TASK INSTRUCTIONS: No pictures go into the copy. Write out exactly the lines below from the one containing "Output the component" through the one containing "import React from".

LISTED ENTRIES:
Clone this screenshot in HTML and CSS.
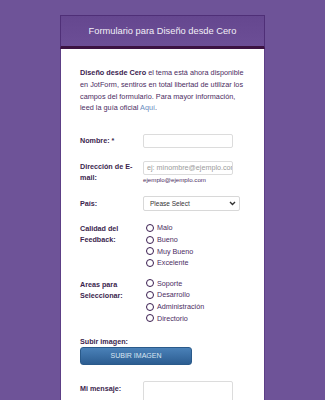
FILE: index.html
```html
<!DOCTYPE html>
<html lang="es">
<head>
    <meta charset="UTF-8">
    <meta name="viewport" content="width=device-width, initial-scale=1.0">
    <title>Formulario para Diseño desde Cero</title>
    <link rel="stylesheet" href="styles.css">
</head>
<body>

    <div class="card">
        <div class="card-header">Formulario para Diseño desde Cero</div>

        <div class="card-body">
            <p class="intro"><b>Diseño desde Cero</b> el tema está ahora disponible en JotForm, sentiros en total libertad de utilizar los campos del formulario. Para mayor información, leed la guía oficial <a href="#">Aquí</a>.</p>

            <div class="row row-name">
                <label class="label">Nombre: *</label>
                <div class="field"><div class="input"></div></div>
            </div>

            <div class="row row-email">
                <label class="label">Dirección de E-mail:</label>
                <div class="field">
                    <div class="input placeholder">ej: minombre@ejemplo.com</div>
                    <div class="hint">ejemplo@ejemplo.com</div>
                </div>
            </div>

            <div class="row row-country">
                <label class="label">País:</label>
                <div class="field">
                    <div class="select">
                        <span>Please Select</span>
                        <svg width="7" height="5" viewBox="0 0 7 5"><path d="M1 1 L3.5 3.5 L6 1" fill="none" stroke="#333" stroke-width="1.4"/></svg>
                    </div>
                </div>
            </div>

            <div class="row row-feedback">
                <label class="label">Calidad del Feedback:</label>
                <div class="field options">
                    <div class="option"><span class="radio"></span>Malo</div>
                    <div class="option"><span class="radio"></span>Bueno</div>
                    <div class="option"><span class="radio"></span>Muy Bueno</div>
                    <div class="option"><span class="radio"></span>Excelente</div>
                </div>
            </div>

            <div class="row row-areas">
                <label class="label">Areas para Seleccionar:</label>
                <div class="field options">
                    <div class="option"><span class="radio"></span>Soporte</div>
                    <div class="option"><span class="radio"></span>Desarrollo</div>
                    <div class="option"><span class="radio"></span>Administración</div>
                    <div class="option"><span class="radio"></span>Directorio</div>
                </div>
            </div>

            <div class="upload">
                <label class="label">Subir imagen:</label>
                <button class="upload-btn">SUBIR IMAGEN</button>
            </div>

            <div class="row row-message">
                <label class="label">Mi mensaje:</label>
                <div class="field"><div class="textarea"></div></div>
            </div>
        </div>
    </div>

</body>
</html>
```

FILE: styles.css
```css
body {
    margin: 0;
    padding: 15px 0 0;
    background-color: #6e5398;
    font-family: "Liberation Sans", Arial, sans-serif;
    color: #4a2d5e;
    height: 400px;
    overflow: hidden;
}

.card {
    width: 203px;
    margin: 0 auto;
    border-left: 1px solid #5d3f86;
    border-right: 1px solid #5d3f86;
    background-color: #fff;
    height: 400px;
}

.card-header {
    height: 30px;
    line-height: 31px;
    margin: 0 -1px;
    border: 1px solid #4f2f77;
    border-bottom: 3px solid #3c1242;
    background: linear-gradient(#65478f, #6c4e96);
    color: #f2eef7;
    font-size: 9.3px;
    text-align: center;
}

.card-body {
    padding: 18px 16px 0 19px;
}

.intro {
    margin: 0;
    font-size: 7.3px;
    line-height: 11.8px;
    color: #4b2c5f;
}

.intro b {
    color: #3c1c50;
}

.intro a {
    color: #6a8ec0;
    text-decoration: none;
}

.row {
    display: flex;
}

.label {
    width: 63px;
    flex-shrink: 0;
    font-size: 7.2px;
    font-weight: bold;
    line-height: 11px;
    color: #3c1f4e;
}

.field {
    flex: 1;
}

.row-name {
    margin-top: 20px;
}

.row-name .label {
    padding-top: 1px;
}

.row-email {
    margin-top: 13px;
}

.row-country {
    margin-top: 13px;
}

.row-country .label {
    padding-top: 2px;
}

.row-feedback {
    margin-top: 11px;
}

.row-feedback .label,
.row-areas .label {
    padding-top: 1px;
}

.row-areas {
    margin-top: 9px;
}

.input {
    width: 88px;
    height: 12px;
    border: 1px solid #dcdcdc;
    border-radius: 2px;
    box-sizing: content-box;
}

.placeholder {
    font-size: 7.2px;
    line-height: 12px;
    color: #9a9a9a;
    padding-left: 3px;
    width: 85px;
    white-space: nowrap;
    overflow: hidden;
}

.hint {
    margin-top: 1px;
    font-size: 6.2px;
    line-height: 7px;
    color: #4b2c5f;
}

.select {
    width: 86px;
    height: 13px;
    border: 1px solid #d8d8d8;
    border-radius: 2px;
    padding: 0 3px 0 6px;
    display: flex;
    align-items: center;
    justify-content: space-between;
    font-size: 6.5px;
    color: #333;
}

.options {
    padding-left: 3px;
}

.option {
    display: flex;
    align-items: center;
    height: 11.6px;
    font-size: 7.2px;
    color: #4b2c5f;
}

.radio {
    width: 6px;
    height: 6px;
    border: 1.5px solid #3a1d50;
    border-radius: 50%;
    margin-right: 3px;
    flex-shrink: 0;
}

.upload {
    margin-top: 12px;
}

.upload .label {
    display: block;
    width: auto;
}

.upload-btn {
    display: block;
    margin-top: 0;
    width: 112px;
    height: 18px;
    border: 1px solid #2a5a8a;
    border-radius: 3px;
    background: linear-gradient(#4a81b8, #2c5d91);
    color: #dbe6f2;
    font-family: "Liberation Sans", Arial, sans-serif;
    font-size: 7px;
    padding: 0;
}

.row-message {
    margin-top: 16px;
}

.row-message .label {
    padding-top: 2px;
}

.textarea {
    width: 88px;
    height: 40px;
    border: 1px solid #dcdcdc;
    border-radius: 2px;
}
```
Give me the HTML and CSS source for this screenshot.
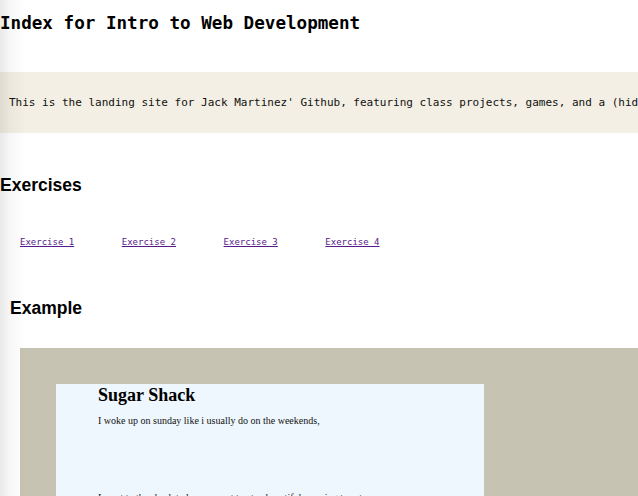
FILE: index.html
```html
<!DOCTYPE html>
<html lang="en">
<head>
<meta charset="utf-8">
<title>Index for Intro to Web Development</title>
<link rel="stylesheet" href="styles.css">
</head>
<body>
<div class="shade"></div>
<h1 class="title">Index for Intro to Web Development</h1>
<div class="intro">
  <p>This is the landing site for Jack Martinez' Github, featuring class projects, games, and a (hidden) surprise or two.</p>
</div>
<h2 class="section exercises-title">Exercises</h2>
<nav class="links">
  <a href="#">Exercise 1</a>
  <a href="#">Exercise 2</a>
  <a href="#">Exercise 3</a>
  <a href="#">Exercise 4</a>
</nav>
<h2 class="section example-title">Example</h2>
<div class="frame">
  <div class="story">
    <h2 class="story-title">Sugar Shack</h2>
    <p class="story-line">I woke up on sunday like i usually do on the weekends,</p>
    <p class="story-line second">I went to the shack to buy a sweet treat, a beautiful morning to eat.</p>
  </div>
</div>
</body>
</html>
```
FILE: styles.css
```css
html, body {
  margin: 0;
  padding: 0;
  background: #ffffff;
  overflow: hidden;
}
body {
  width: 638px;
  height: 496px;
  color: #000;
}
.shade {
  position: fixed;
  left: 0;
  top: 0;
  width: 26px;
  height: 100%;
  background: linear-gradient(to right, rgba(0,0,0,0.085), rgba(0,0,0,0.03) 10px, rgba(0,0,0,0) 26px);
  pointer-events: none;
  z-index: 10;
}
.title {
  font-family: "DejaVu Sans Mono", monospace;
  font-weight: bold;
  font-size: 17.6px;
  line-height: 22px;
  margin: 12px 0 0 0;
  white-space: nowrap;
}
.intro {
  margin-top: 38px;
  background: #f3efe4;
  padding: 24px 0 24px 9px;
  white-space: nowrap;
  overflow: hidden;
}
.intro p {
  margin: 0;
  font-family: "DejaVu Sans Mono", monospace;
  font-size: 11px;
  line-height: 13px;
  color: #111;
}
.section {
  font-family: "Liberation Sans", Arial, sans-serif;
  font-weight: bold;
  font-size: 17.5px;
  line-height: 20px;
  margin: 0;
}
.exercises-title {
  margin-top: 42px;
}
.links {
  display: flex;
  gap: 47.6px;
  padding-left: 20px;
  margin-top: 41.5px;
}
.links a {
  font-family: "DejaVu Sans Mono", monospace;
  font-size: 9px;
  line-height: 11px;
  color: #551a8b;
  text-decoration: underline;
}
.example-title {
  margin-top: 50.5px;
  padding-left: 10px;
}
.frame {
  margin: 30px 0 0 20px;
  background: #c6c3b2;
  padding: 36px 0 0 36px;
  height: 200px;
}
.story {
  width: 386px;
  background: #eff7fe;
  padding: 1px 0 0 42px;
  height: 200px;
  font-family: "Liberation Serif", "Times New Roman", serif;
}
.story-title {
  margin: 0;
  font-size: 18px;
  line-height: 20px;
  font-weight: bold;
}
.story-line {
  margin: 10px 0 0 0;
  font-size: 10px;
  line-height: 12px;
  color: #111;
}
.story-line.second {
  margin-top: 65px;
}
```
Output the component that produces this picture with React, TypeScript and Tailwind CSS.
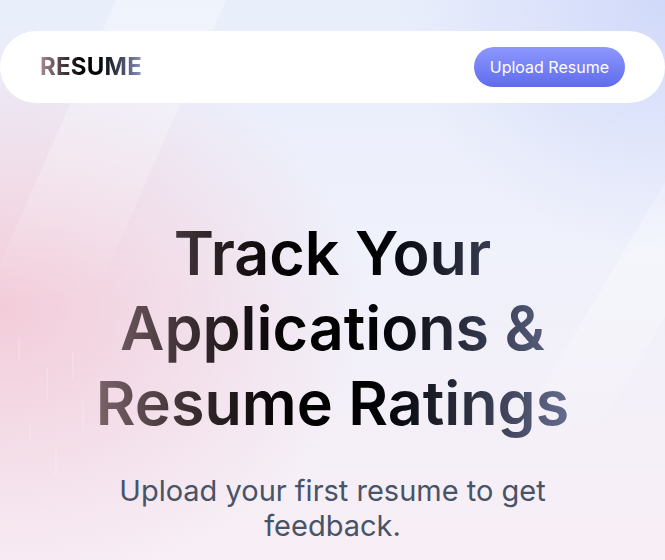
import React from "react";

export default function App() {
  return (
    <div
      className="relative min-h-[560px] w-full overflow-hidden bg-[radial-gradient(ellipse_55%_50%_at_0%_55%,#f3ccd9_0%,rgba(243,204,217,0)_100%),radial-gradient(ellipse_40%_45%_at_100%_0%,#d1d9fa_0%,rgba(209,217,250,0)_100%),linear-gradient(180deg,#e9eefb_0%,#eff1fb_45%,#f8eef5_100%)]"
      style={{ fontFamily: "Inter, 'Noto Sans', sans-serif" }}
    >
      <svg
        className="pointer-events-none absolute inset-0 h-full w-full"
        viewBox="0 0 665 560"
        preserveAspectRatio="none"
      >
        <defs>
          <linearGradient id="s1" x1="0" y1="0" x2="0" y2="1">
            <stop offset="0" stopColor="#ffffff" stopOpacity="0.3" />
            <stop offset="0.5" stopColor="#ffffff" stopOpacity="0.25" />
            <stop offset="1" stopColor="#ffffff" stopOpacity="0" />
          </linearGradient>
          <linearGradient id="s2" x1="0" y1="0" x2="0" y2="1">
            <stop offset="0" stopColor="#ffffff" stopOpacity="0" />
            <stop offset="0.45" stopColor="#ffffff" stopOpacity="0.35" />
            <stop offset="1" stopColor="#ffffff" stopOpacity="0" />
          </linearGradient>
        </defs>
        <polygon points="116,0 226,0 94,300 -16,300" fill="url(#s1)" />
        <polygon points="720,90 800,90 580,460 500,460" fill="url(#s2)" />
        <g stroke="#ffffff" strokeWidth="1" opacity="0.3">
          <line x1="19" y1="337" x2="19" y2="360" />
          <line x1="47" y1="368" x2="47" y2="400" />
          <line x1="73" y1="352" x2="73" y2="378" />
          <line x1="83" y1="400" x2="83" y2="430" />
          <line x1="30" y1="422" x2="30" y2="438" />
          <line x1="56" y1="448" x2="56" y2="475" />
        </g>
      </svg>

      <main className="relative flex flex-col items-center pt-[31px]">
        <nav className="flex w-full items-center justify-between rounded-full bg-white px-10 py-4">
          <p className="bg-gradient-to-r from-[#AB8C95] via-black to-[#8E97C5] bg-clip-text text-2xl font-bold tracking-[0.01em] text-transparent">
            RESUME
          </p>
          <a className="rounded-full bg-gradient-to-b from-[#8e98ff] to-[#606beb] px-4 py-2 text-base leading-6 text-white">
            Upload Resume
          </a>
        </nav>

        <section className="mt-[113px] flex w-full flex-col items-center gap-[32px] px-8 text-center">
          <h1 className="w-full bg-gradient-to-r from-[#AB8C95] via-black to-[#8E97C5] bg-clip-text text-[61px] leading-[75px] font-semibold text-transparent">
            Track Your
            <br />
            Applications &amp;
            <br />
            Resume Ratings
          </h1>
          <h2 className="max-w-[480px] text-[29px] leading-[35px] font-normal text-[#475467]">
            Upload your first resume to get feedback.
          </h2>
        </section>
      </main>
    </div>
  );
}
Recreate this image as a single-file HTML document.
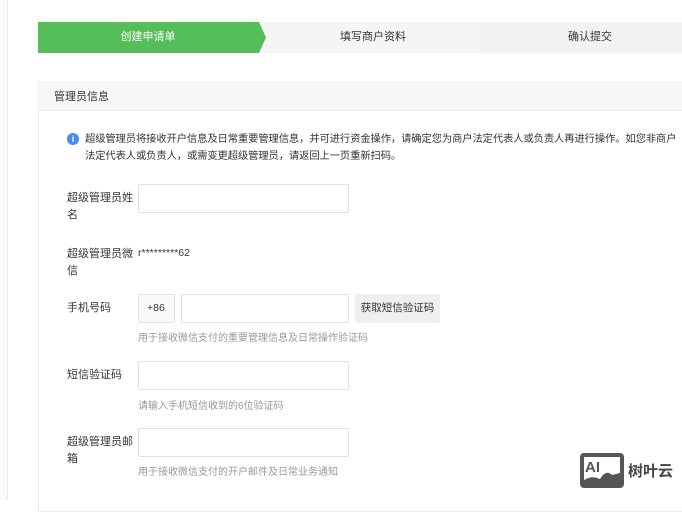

FULL SOLUTION:
Output the component that produces this picture with React, TypeScript and Tailwind CSS.
import React from "react";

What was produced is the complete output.